Work to be completed >> All lines in the data bearing the string "with" should be identified and copied.
═══ Records provided ═══
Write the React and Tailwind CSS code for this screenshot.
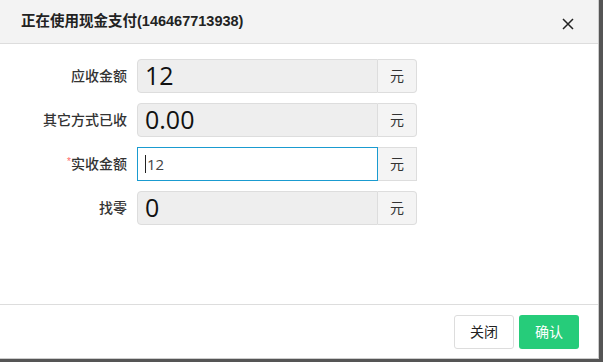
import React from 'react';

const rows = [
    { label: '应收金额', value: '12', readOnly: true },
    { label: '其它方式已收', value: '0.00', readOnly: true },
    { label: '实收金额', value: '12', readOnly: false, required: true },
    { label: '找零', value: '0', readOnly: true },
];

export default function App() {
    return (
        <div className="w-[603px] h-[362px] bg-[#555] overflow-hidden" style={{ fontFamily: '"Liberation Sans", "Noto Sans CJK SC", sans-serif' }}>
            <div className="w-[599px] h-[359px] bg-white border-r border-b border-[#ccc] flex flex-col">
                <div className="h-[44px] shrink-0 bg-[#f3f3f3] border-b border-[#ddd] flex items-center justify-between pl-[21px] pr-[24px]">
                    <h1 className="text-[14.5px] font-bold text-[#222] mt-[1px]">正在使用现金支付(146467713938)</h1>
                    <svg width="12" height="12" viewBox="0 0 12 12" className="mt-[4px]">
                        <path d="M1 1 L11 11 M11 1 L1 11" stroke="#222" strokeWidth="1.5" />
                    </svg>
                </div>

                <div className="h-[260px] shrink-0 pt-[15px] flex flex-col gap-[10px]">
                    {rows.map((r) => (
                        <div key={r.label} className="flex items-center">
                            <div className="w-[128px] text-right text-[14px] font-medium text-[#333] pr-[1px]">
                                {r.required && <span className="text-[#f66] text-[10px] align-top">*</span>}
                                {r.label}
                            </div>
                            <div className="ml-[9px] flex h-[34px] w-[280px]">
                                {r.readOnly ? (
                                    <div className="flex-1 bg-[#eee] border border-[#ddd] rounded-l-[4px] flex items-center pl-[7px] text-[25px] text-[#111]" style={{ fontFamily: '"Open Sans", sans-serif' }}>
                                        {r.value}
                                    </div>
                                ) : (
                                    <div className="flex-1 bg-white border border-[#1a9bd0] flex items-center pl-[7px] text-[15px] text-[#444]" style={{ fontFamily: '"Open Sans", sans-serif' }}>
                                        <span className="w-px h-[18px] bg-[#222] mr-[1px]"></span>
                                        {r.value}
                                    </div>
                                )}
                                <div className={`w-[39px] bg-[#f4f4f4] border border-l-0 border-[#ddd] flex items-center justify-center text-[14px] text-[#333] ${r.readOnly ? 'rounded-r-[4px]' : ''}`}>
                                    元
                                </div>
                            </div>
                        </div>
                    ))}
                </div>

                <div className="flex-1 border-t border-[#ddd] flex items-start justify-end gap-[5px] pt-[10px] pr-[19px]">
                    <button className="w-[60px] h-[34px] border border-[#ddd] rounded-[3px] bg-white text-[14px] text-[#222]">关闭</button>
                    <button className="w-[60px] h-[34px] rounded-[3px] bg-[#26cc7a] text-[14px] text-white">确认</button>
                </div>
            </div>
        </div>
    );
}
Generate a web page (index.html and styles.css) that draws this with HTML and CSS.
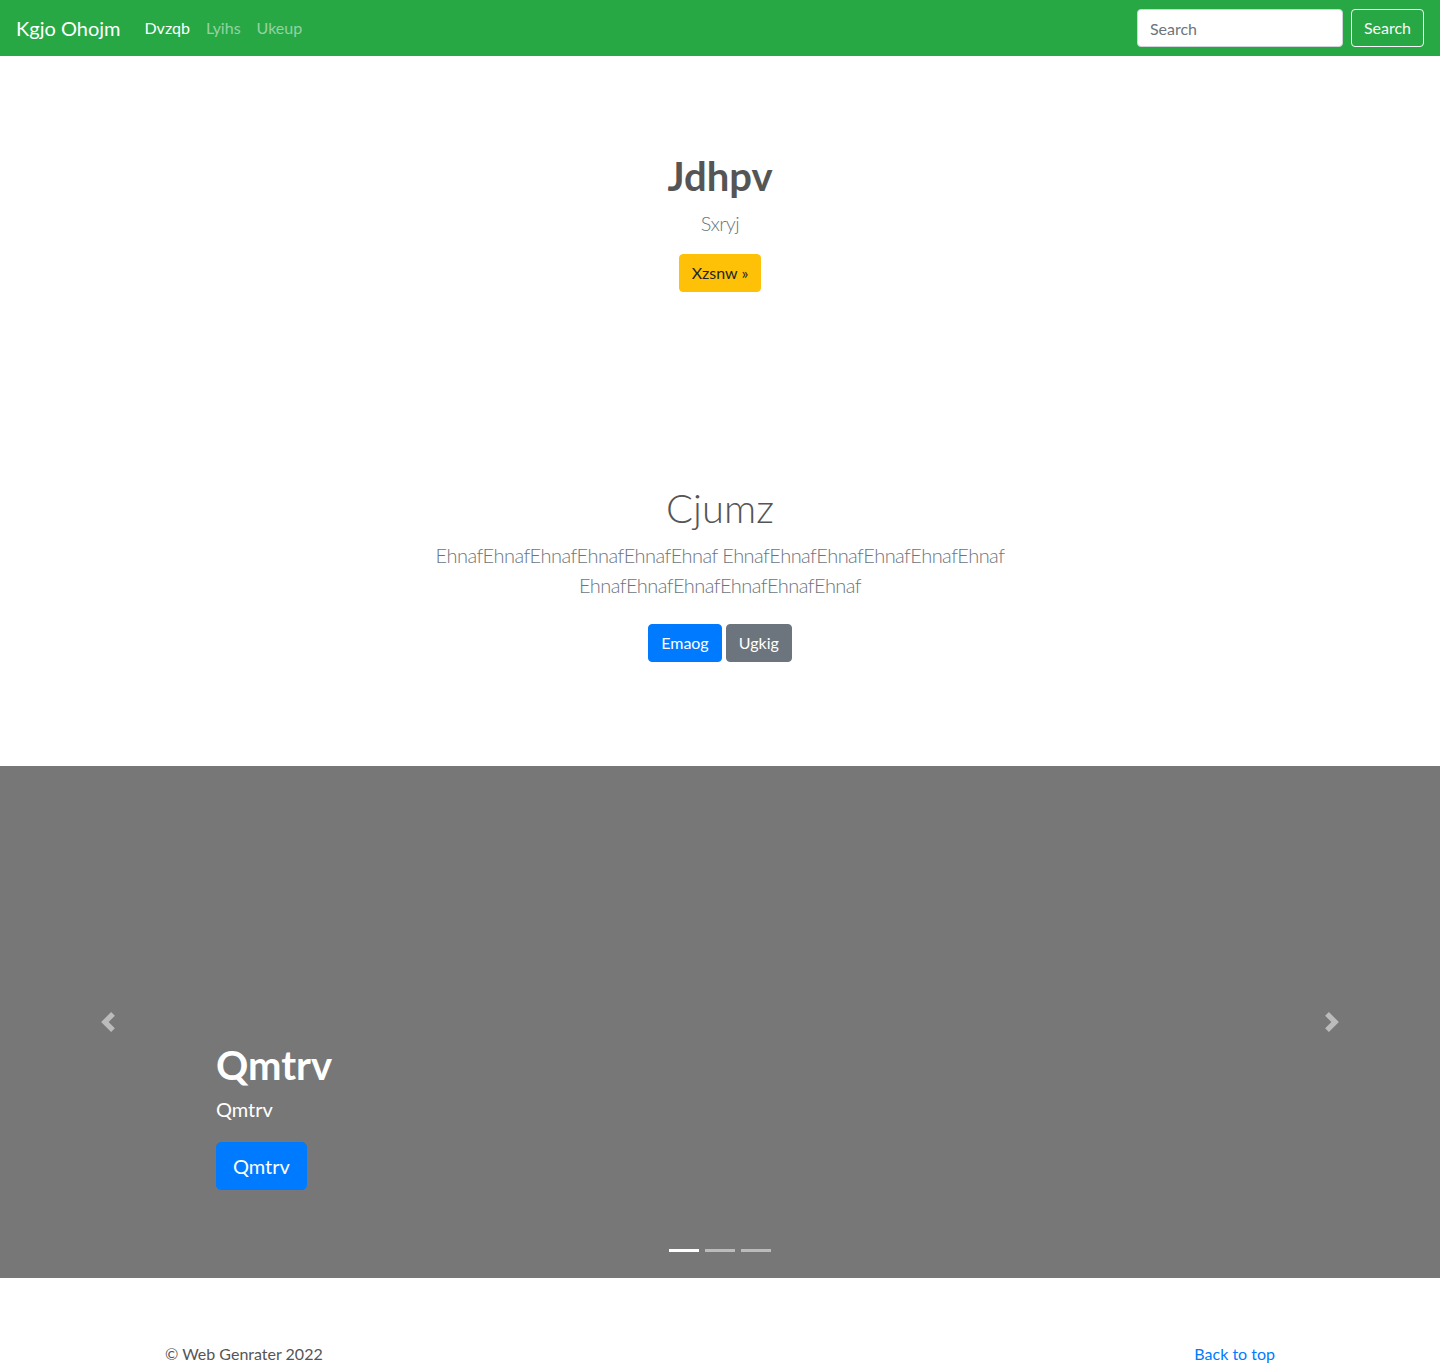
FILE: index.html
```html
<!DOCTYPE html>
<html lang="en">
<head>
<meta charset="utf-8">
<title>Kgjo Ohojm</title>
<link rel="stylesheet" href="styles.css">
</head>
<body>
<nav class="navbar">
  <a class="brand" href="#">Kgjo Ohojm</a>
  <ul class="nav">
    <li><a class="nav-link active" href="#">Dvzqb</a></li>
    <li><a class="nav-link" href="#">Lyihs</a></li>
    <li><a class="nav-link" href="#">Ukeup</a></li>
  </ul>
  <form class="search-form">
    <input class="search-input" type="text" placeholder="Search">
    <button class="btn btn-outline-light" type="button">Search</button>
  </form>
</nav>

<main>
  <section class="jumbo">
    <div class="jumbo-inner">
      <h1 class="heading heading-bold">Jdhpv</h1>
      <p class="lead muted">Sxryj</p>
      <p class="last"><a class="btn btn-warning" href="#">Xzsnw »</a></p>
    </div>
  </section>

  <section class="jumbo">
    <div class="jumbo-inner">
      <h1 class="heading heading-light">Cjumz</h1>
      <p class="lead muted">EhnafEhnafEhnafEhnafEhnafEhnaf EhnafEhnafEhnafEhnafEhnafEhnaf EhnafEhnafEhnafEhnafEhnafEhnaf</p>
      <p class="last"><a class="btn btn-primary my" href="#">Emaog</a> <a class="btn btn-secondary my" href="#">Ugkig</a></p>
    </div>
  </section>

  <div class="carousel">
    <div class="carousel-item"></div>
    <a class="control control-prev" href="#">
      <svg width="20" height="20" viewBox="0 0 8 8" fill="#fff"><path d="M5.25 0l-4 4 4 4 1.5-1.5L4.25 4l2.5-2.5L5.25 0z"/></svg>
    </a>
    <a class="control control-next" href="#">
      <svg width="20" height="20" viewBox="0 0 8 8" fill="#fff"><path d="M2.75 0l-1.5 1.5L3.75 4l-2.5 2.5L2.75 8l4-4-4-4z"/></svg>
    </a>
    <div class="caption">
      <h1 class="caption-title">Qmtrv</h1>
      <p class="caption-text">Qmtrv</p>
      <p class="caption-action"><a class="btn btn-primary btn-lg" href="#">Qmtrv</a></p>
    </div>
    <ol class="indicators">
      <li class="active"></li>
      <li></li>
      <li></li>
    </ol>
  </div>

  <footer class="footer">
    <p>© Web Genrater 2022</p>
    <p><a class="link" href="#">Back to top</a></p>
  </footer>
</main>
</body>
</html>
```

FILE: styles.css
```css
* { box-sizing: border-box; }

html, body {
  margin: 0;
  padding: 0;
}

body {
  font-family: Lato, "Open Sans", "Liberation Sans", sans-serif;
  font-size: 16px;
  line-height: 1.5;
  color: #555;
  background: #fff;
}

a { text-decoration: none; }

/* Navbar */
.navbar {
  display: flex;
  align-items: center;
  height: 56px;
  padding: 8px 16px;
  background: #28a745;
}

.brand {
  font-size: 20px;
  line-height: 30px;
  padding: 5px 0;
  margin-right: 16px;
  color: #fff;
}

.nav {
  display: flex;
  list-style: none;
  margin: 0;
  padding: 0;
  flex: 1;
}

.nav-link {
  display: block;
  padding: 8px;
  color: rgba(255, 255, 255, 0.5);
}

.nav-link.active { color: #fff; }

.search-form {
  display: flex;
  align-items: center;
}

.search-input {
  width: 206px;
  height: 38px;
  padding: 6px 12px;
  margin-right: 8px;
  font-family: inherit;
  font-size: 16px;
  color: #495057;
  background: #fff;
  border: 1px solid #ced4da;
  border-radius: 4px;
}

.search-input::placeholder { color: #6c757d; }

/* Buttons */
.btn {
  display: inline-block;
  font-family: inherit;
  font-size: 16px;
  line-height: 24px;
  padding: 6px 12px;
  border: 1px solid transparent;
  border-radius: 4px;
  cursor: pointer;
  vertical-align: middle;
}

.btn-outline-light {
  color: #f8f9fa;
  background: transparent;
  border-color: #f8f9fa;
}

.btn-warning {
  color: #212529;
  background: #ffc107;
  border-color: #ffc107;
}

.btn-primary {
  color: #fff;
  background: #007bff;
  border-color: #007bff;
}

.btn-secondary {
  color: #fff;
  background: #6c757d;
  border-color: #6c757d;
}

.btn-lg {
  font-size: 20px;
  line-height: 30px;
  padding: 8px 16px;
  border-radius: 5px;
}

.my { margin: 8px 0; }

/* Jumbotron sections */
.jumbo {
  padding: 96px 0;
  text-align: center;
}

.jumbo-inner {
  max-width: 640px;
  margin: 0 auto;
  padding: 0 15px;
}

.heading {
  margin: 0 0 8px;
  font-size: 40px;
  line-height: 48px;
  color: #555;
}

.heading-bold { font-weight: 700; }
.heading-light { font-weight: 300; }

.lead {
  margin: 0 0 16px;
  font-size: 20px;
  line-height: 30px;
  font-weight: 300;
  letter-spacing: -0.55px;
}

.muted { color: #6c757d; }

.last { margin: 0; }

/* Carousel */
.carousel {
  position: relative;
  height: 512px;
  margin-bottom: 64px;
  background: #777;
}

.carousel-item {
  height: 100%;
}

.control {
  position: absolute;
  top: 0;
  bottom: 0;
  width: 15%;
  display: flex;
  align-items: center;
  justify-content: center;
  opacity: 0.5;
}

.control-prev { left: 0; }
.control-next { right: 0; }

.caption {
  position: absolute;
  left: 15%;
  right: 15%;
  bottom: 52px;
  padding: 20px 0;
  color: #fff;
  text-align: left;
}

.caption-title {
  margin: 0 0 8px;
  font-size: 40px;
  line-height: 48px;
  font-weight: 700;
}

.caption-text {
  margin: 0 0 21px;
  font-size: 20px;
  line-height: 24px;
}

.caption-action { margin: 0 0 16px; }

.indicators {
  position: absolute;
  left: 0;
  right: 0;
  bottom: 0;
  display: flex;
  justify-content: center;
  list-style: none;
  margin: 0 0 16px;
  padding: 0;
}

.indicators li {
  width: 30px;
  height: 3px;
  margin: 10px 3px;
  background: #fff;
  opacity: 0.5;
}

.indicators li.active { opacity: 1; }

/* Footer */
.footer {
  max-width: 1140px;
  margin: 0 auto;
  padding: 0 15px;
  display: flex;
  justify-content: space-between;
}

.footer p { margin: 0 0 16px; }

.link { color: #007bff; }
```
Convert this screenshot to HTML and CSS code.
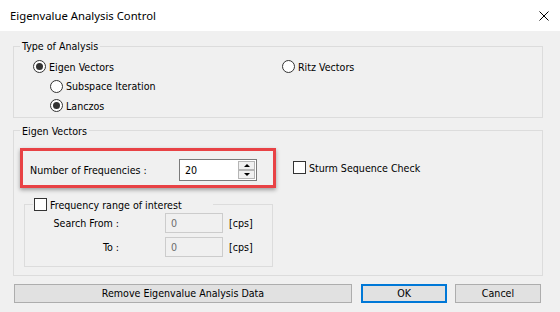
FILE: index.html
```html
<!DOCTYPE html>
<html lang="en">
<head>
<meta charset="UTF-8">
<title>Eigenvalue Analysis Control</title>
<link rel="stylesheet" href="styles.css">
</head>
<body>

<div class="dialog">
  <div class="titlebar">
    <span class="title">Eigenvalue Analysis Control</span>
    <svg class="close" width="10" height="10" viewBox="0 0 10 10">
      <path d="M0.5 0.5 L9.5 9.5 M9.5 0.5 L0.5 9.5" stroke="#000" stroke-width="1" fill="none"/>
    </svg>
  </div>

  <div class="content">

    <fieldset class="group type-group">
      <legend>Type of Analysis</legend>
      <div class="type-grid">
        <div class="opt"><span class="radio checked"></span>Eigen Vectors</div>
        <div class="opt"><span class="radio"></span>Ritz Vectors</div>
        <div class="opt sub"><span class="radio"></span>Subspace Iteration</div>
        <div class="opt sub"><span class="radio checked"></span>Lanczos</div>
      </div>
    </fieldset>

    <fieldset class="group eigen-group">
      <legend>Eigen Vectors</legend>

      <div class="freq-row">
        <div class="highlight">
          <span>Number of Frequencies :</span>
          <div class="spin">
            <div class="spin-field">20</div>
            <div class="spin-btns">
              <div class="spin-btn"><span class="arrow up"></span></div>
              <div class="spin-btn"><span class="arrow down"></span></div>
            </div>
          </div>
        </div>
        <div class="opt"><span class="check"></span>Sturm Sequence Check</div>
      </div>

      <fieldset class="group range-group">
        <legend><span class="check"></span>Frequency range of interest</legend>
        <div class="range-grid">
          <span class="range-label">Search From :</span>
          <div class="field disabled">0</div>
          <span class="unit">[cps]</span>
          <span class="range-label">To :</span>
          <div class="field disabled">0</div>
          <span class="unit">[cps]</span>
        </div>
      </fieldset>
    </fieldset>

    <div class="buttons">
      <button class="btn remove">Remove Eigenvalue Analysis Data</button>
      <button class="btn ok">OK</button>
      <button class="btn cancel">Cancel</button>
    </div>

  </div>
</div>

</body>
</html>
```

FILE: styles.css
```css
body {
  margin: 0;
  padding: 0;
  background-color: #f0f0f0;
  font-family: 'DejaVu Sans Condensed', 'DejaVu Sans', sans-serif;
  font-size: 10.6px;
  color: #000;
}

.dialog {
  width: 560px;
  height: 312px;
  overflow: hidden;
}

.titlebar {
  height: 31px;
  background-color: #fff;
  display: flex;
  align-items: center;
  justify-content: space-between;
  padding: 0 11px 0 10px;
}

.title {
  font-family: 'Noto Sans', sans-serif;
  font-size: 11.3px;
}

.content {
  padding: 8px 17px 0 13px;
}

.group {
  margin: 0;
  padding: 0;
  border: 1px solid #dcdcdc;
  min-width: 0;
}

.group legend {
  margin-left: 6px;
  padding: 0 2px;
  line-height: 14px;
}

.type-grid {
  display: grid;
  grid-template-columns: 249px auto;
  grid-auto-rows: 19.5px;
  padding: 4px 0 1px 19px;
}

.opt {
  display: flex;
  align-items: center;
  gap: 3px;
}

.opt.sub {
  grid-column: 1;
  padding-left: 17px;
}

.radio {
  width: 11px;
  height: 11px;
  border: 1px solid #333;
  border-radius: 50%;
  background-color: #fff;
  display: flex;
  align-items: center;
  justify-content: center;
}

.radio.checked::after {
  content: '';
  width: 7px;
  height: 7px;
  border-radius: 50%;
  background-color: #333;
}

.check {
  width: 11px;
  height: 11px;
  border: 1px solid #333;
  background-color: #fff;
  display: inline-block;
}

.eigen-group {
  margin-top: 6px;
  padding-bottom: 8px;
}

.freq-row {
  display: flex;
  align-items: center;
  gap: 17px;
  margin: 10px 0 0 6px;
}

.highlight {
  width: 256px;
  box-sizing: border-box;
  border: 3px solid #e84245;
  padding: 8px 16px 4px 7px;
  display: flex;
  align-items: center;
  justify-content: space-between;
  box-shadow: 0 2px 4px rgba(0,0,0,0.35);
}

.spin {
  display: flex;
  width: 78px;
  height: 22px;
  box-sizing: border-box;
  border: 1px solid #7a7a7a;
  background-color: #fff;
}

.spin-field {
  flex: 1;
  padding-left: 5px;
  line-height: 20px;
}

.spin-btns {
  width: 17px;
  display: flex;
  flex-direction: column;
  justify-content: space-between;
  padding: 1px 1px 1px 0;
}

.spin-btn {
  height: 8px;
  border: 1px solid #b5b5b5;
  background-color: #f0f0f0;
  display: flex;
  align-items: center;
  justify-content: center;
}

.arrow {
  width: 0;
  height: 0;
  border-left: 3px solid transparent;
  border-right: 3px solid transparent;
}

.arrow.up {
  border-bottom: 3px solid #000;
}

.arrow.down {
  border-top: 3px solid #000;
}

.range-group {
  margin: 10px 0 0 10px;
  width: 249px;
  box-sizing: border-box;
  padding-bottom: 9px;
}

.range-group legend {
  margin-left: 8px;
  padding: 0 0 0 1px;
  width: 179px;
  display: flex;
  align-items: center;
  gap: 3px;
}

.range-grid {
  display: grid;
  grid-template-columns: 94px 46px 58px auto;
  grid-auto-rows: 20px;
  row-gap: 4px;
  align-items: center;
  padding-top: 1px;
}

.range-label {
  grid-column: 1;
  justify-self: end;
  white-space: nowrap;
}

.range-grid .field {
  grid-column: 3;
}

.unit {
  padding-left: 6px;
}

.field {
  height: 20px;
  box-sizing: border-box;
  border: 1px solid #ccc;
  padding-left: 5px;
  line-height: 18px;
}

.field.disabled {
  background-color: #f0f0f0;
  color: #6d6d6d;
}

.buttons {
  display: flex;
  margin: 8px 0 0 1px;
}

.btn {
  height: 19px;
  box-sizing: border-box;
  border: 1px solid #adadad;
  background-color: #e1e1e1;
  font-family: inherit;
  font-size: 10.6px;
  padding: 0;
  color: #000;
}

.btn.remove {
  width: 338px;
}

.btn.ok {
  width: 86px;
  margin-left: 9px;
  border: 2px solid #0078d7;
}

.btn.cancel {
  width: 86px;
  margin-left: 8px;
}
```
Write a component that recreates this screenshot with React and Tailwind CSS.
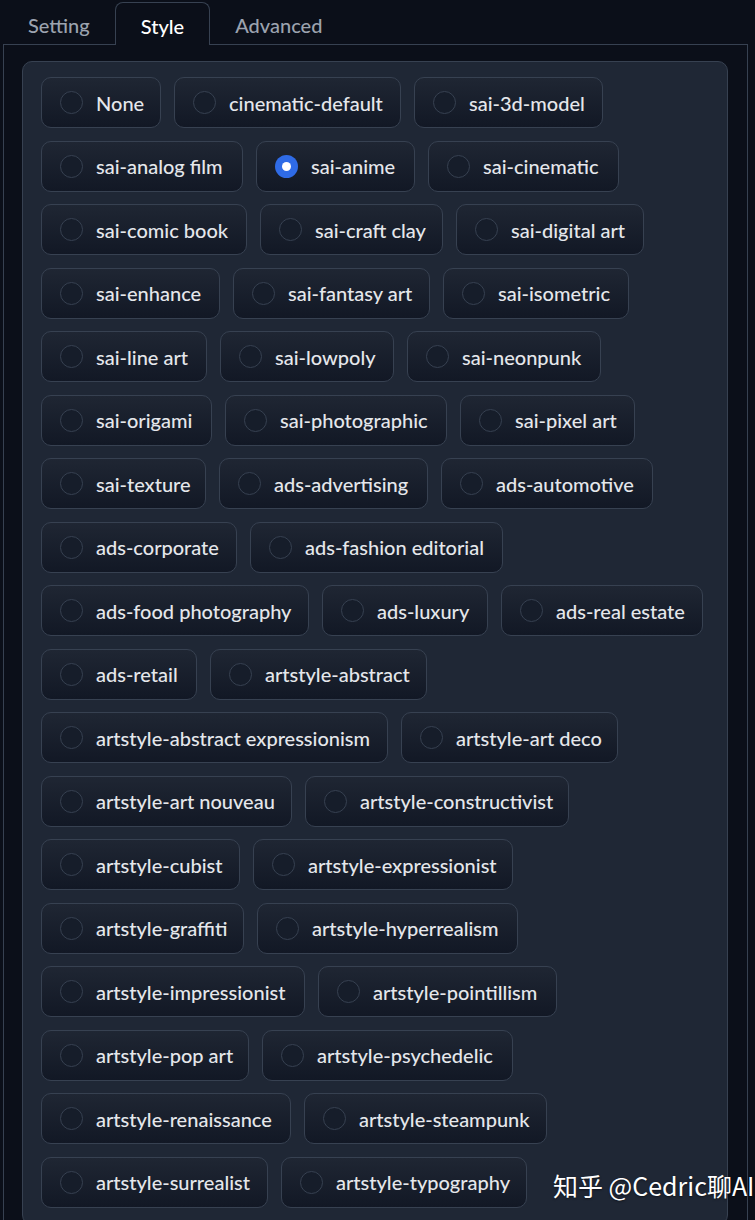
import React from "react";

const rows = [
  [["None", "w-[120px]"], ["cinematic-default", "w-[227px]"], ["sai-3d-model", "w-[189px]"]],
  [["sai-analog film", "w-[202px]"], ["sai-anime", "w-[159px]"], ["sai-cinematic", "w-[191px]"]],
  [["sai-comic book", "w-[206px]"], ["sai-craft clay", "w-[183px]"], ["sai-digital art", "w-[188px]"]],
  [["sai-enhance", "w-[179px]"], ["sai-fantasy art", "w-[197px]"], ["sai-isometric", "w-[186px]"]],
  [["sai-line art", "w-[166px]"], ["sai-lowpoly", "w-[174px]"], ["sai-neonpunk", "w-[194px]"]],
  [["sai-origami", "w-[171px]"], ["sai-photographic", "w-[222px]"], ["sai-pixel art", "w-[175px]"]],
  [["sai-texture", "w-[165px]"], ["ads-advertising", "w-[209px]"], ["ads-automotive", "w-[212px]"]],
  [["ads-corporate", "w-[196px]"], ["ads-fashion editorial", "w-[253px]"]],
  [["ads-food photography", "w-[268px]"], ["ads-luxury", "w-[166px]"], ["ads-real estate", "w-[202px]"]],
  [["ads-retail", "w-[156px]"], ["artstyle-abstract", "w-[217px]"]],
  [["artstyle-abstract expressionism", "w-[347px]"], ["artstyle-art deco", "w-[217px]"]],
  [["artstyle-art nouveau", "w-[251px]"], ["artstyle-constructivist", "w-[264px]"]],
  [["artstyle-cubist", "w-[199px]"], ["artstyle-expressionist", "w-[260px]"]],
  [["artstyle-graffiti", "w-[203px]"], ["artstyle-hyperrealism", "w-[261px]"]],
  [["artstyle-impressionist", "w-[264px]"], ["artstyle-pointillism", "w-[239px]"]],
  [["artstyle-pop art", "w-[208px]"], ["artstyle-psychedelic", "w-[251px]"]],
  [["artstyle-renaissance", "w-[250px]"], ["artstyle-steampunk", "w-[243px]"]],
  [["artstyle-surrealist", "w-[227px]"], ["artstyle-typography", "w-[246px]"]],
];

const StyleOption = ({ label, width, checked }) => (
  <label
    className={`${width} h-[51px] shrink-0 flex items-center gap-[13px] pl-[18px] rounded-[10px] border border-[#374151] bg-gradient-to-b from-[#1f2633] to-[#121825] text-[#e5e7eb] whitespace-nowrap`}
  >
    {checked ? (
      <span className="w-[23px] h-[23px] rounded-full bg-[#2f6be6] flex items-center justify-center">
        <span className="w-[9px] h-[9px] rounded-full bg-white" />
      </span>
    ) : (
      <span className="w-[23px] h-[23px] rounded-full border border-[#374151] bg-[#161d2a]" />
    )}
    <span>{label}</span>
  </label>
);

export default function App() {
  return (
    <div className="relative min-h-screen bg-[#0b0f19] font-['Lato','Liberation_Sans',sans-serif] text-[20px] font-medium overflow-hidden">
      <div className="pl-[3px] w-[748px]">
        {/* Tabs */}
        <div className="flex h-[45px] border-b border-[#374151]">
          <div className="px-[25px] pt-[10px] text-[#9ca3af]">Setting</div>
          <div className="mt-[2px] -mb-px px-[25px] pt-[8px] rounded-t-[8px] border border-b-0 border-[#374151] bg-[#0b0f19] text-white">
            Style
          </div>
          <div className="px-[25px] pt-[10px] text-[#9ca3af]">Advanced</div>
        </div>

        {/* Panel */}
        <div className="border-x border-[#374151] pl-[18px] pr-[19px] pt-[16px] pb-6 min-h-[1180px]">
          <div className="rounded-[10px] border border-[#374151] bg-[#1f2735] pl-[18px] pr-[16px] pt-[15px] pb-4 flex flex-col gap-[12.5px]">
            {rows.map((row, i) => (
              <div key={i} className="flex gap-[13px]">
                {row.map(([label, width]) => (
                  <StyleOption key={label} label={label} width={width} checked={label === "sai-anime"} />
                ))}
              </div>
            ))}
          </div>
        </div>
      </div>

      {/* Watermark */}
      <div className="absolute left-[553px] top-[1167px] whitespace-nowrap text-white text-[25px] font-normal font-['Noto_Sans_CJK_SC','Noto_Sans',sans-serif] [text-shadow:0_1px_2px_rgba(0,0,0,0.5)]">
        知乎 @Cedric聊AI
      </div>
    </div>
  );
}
═══
Output for this task >>
Generate a web page (index.html and styles.css) that draws this with HTML and CSS.
Write a component that recreates this screenshot with React and Tailwind CSS.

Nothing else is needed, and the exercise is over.